Yes, and this is not actually a stupid question. If you make enough money you don’t need to worry about the bill. Your time is better spent on improving your company’s product. Unfortunately, the ‘right’ amount of money to spend is very hard to nail down.

  • Honeycomb estimates 30% of your cloud spend is normal. If you’re skeptical about this, you’re right to be cautious. This is a biased figure as Honeycomb wants you to spend more money on them.
  • Random Redditors estimate 5–10% is normal.
  • finout.io say their customers (likely medium to large companies) do 2–6% of their cloud spend.

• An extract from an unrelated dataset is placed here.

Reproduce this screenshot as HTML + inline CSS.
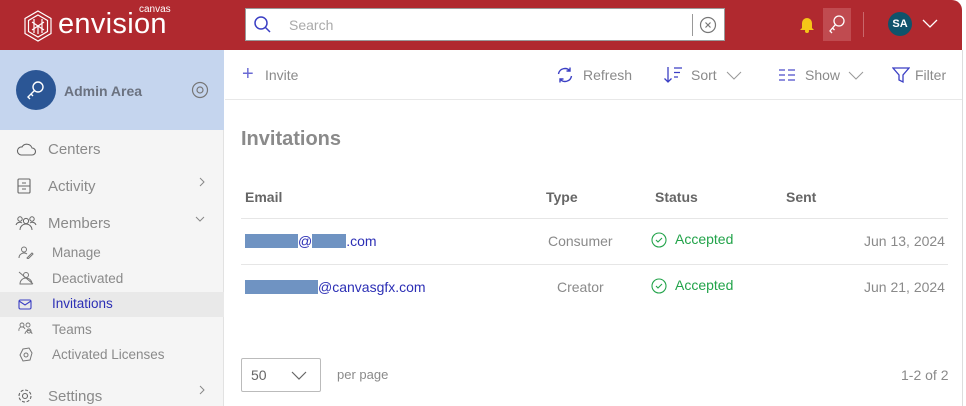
<!DOCTYPE html>
<html><head><meta charset="utf-8"><style>
*{box-sizing:border-box;margin:0;padding:0}
body{width:966px;height:406px;overflow:hidden;font-family:"Liberation Sans",sans-serif;background:#fff;position:relative}
.hdr{position:absolute;left:0;top:0;width:962px;height:50px;background:#b0292f;border-top-right-radius:10px}
.abs{position:absolute}
.side{position:absolute;left:0;top:50px;width:224px;height:356px;background:#f5f5f5;border-right:1px solid #e2e2e2}
.admin{position:absolute;left:0;top:50px;width:224px;height:80px;background:#c5d5ee}
.nav{position:absolute;color:#8a8a8a;font-size:15px}
.sub{position:absolute;color:#8a8a8a;font-size:13.5px}
.gray{color:#8a8a8a}
.th{position:absolute;top:189px;font-size:14px;font-weight:bold;color:#666}
.td{position:absolute;font-size:14px;color:#8a8a8a}
.line{position:absolute;left:241px;width:707px;height:1px;background:#e6e6e6}
.blur{display:inline-block;background:#6f93c2;height:14px;vertical-align:-2px}
</style></head><body>
<div class="hdr"></div>
<svg class="abs" style="left:23px;top:10px" width="30" height="32" viewBox="0 0 30 32" fill="none" stroke="#fff" stroke-width="1.2"><path d="M15 1 L28 8.5 V23.5 L15 31 L2 23.5 V8.5Z"/><path d="M15 5 L24.5 10.5 V21.5 L15 27 L5.5 21.5 V10.5Z"/><path d="M9 12 L15 16 L21 12 M15 16 V24 M9 20 L15 16 L21 20 M11 9 V23 M19 9 V23"/></svg>
<div class="abs" style="left:58px;top:8px;color:#fff;font-size:29px;letter-spacing:0.3px;line-height:32px">envision</div>
<div class="abs" style="left:139px;top:5px;color:#fff;font-size:10px;line-height:10px">canvas</div>
<div class="abs" style="left:245px;top:8px;width:480px;height:33px;background:#fff;border:1px solid #9a9a9a"></div>
<svg class="abs" style="left:253px;top:15px" width="20" height="20" viewBox="0 0 20 20" fill="none" stroke="#3b3fc4" stroke-width="1.5"><circle cx="8" cy="8" r="6"/><path d="M12.5 12.5 L17 17"/></svg>
<div class="abs" style="left:289px;top:17px;font-size:14px;color:#aaa">Search</div>
<div class="abs" style="left:692px;top:14px;width:1px;height:22px;background:#999"></div>
<svg class="abs" style="left:699px;top:16px" width="18" height="18" viewBox="0 0 18 18" fill="none" stroke="#777" stroke-width="1.2"><circle cx="9" cy="9" r="7.5"/><path d="M6.5 6.5 L11.5 11.5 M11.5 6.5 L6.5 11.5"/></svg>
<svg class="abs" style="left:799px;top:15px" width="16" height="18" viewBox="0 0 16 18"><path d="M3 13 V8 A5 5 0 0 1 13 8 V13 L15 15 H1Z" fill="#f5c518"/><circle cx="8" cy="16" r="2" fill="#f5c518"/></svg>
<div class="abs" style="left:823px;top:8px;width:28px;height:33px;background:#c04b50"></div>
<svg class="abs" style="left:828px;top:14px" width="18" height="20" viewBox="0 0 18 20" fill="none" stroke="#fff" stroke-width="1.3"><circle cx="11" cy="7" r="5"/><path d="M7.5 10.5 L2 17 L4 19 M4.5 14 L6.5 16"/></svg>
<div class="abs" style="left:863px;top:12px;width:1px;height:25px;background:#c9676b"></div>
<div class="abs" style="left:888px;top:12px;width:24px;height:24px;border-radius:50%;background:#10536b;color:#fff;font-size:11px;font-weight:bold;text-align:center;line-height:24px">SA</div>
<svg class="abs" style="left:922px;top:19px" width="16" height="10" viewBox="0 0 16 10" fill="none" stroke="#fff" stroke-width="1.3"><path d="M1 1 L8 8 L15 1"/></svg>
<div class="side"></div>
<div class="admin"></div>
<div class="abs" style="left:16px;top:70px;width:40px;height:40px;border-radius:50%;background:#2b5695"></div>
<svg class="abs" style="left:26px;top:80px" width="20" height="20" viewBox="0 0 20 20" fill="none" stroke="#fff" stroke-width="1.4"><circle cx="12" cy="7" r="5"/><path d="M8.5 10.5 L2 17 L4 19 M5 14 L7 16"/></svg>
<div class="abs" style="left:64px;top:83px;font-size:14px;font-weight:bold;color:#6b7280">Admin Area</div>
<svg class="abs" style="left:191px;top:81px" width="18" height="18" viewBox="0 0 18 18" fill="none" stroke="#777" stroke-width="1.2"><circle cx="9" cy="9" r="7.5"/><circle cx="9" cy="9" r="3"/></svg>
<svg class="abs" style="left:16px;top:142px" width="20" height="14" viewBox="0 0 20 14" fill="none" stroke="#666" stroke-width="1.1"><path d="M5 13 H16 A3.5 3.5 0 0 0 16 6 A5.5 5.5 0 0 0 6 5 A4 4 0 0 0 5 13Z"/></svg>
<div class="nav" style="left:48px;top:141px">Centers</div>
<svg class="abs" style="left:17px;top:178px" width="14" height="16" viewBox="0 0 14 16" fill="none" stroke="#666" stroke-width="1.1"><rect x="1" y="1" width="12" height="14" rx="1"/><path d="M1 8 H13 M5 5 H9 M5 11 H9"/></svg>
<div class="nav" style="left:48px;top:178px">Activity</div>
<svg class="abs" style="left:199px;top:177px" width="6" height="10" viewBox="0 0 6 10" fill="none" stroke="#888"><path d="M1 1 L5 5 L1 9"/></svg>
<svg class="abs" style="left:15px;top:215px" width="22" height="16" viewBox="0 0 22 16" fill="none" stroke="#666" stroke-width="1"><circle cx="5" cy="4" r="2.2"/><circle cx="17" cy="4" r="2.2"/><circle cx="11" cy="6" r="2.6"/><path d="M5 15 A6 6 0 0 1 17 15 M1 10 A4 4 0 0 1 7 8 M21 10 A4 4 0 0 0 15 8"/></svg>
<div class="nav" style="left:48px;top:215px">Members</div>
<svg class="abs" style="left:195px;top:216px" width="10" height="6" viewBox="0 0 10 6" fill="none" stroke="#888"><path d="M1 1 L5 5 L9 1"/></svg>
<svg class="abs" style="left:18px;top:246px" width="16" height="13" viewBox="0 0 16 13" fill="none" stroke="#777"><circle cx="6" cy="3.5" r="2.5"/><path d="M1 12 A5 5 0 0 1 9 8 M9 12 L14 7 L15 8 L10 13Z"/></svg>
<div class="sub" style="left:52px;top:245px">Manage</div>
<svg class="abs" style="left:18px;top:271px" width="16" height="14" viewBox="0 0 16 14" fill="none" stroke="#777"><circle cx="8" cy="4" r="2.5"/><path d="M2 13 A6 6 0 0 1 14 13 Z M1 1 L15 13"/></svg>
<div class="sub" style="left:52px;top:271px">Deactivated</div>
<div class="abs" style="left:0;top:292px;width:224px;height:25px;background:#e9e9e9"></div>
<svg class="abs" style="left:18px;top:299px" width="14" height="11" viewBox="0 0 14 11" fill="none" stroke="#3b3fc4" stroke-width="1.1"><rect x="1" y="1" width="12" height="9" rx="1.5"/><path d="M1 2 L7 6 L13 2"/></svg>
<div class="sub" style="left:52px;top:296px;color:#2c2fb5">Invitations</div>
<svg class="abs" style="left:18px;top:322px" width="16" height="14" viewBox="0 0 16 14" fill="none" stroke="#777" stroke-width=".9"><circle cx="4" cy="3" r="2"/><circle cx="10" cy="3" r="2"/><path d="M1 9 A3 3 0 0 1 7 7 M7 12 A3 3 0 0 1 14 12"/><circle cx="11" cy="9" r="2"/></svg>
<div class="sub" style="left:52px;top:322px">Teams</div>
<svg class="abs" style="left:19px;top:347px" width="14" height="15" viewBox="0 0 14 15" fill="none" stroke="#777"><path d="M4 2 L10 1 L13 6 L11 13 L4 14 L1 8Z"/><circle cx="7" cy="8" r="2"/></svg>
<div class="sub" style="left:52px;top:347px">Activated Licenses</div>
<svg class="abs" style="left:17px;top:388px" width="16" height="16" viewBox="0 0 16 16" fill="none" stroke="#666" stroke-width="1.1"><circle cx="8" cy="8" r="2.5"/><circle cx="8" cy="8" r="6" stroke-dasharray="3 1.7"/></svg>
<div class="nav" style="left:48px;top:388px">Settings</div>
<svg class="abs" style="left:199px;top:385px" width="6" height="10" viewBox="0 0 6 10" fill="none" stroke="#888"><path d="M1 1 L5 5 L1 9"/></svg>
<div class="abs" style="left:225px;top:99px;width:737px;height:1px;background:#e8e8e8"></div>
<div class="abs" style="left:962px;top:50px;width:1px;height:356px;background:#ddd"></div>
<div class="abs" style="left:242px;top:64px;font-size:20px;color:#6a6ad4;line-height:20px">+</div>
<div class="abs gray" style="left:265px;top:67px;font-size:14px">Invite</div>
<svg class="abs" style="left:556px;top:66px" width="18" height="18" viewBox="0 0 18 18" fill="none" stroke="#3b3fc4" stroke-width="1.4"><path d="M2.5 8 A6.5 6.5 0 0 1 14 5 M15.5 10 A6.5 6.5 0 0 1 4 13 M14 1.5 V5 H10.5 M4 16.5 V13 H7.5"/></svg>
<div class="abs gray" style="left:583px;top:67px;font-size:14px">Refresh</div>
<svg class="abs" style="left:663px;top:66px" width="20" height="18" viewBox="0 0 20 18" fill="none" stroke="#3b3fc4" stroke-width="1.3"><path d="M5 1 V16 M1.5 12.5 L5 16 L8.5 12.5 M11 2 H19 M11 6.5 H17 M11 11 H15"/></svg>
<div class="abs gray" style="left:691px;top:67px;font-size:14px">Sort</div>
<svg class="abs" style="left:726px;top:71px" width="16" height="9" viewBox="0 0 16 9" fill="none" stroke="#999"><path d="M1 1 L8 8 L15 1"/></svg>
<svg class="abs" style="left:778px;top:68px" width="18" height="15" viewBox="0 0 18 15" fill="none" stroke="#6a6ad4" stroke-width="1.6"><path d="M1 2 H7 M1 7 H7 M1 12 H7 M10 2 H17 M10 7 H17 M10 12 H17"/></svg>
<div class="abs gray" style="left:805px;top:67px;font-size:14px">Show</div>
<svg class="abs" style="left:848px;top:71px" width="16" height="9" viewBox="0 0 16 9" fill="none" stroke="#999"><path d="M1 1 L8 8 L15 1"/></svg>
<svg class="abs" style="left:892px;top:66px" width="18" height="18" viewBox="0 0 18 18" fill="none" stroke="#3b3fc4" stroke-width="1.3"><path d="M1 2 H17 L11 9 V16 L7 14 V9Z"/></svg>
<div class="abs gray" style="left:915px;top:67px;font-size:14px">Filter</div>
<div class="abs" style="left:241px;top:128px;font-size:20px;font-weight:bold;color:#8a8a8a">Invitations</div>
<div class="th" style="left:245px">Email</div>
<div class="th" style="left:546px">Type</div>
<div class="th" style="left:655px">Status</div>
<div class="th" style="left:786px">Sent</div>
<div class="line" style="top:218px"></div>
<div class="line" style="top:264px"></div>
<div class="td" style="left:245px;top:233px;color:#2c2fb5"><span class="blur" style="width:53px"></span>@<span class="blur" style="width:34px"></span>.com</div>
<div class="td" style="left:548px;top:233px">Consumer</div>
<svg class="abs" style="left:651px;top:232px" width="16" height="16" viewBox="0 0 16 16" fill="none" stroke="#22a34a" stroke-width="1.1"><circle cx="8" cy="8" r="7"/><path d="M5 8 L7 10 L11 6"/></svg>
<div class="td" style="left:675px;top:231px;color:#22a34a">Accepted</div>
<div class="td" style="left:864px;top:233px">Jun 13, 2024</div>
<div class="td" style="left:245px;top:279px;color:#2c2fb5"><span class="blur" style="width:73px"></span>@canvasgfx.com</div>
<div class="td" style="left:557px;top:279px">Creator</div>
<svg class="abs" style="left:651px;top:278px" width="16" height="16" viewBox="0 0 16 16" fill="none" stroke="#22a34a" stroke-width="1.1"><circle cx="8" cy="8" r="7"/><path d="M5 8 L7 10 L11 6"/></svg>
<div class="td" style="left:675px;top:277px;color:#22a34a">Accepted</div>
<div class="td" style="left:864px;top:279px">Jun 21, 2024</div>
<div class="abs" style="left:241px;top:358px;width:80px;height:34px;border:1px solid #bbb;border-radius:2px"></div>
<div class="abs" style="left:251px;top:367px;font-size:14px;color:#666">50</div>
<svg class="abs" style="left:291px;top:371px" width="16" height="9" viewBox="0 0 16 9" fill="none" stroke="#666" stroke-width="1.2"><path d="M1 1 L8 8 L15 1"/></svg>
<div class="abs gray" style="left:337px;top:367px;font-size:13px">per page</div>
<div class="abs gray" style="left:901px;top:367px;font-size:14px">1-2 of 2</div>
</body></html>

Q: What if I just… don’t use Datadog?

Sure, you could do that. It may even work out well for you. There’s a lot of good competition out there, like Grafana Labs and Lightrun. On the open-source side, Loki+Prometheus is a great choice. But keep in mind these three warnings:

  1. Other paid solutions can be expensive too. At the end of the day, all the companies are trying to get your money. I’ve personally also seen high costs with Dynatrace, Splunk, and Elastic. I’m not trying to call out those companies specifically, the point is you should always be on your guard.
  2. Self-hosted solutions require more maintenance. Deploying a simple stack can be done in a day, but getting that stack HA, bug-free, and integrated with all your services can take months. If you go this route, make clear to leadership that you will need more time or headcount. To get your price estimate, add together infrastructure cost and labor cost. Multiply your hourly wage by 1.2 or 1.4 to get the actual cost to the company, as your hourly wage does not include the bonuses and healthcare and taxes that your company pays.
  3. Datadog is simply one of the best solutions out there, and you pay accordingly.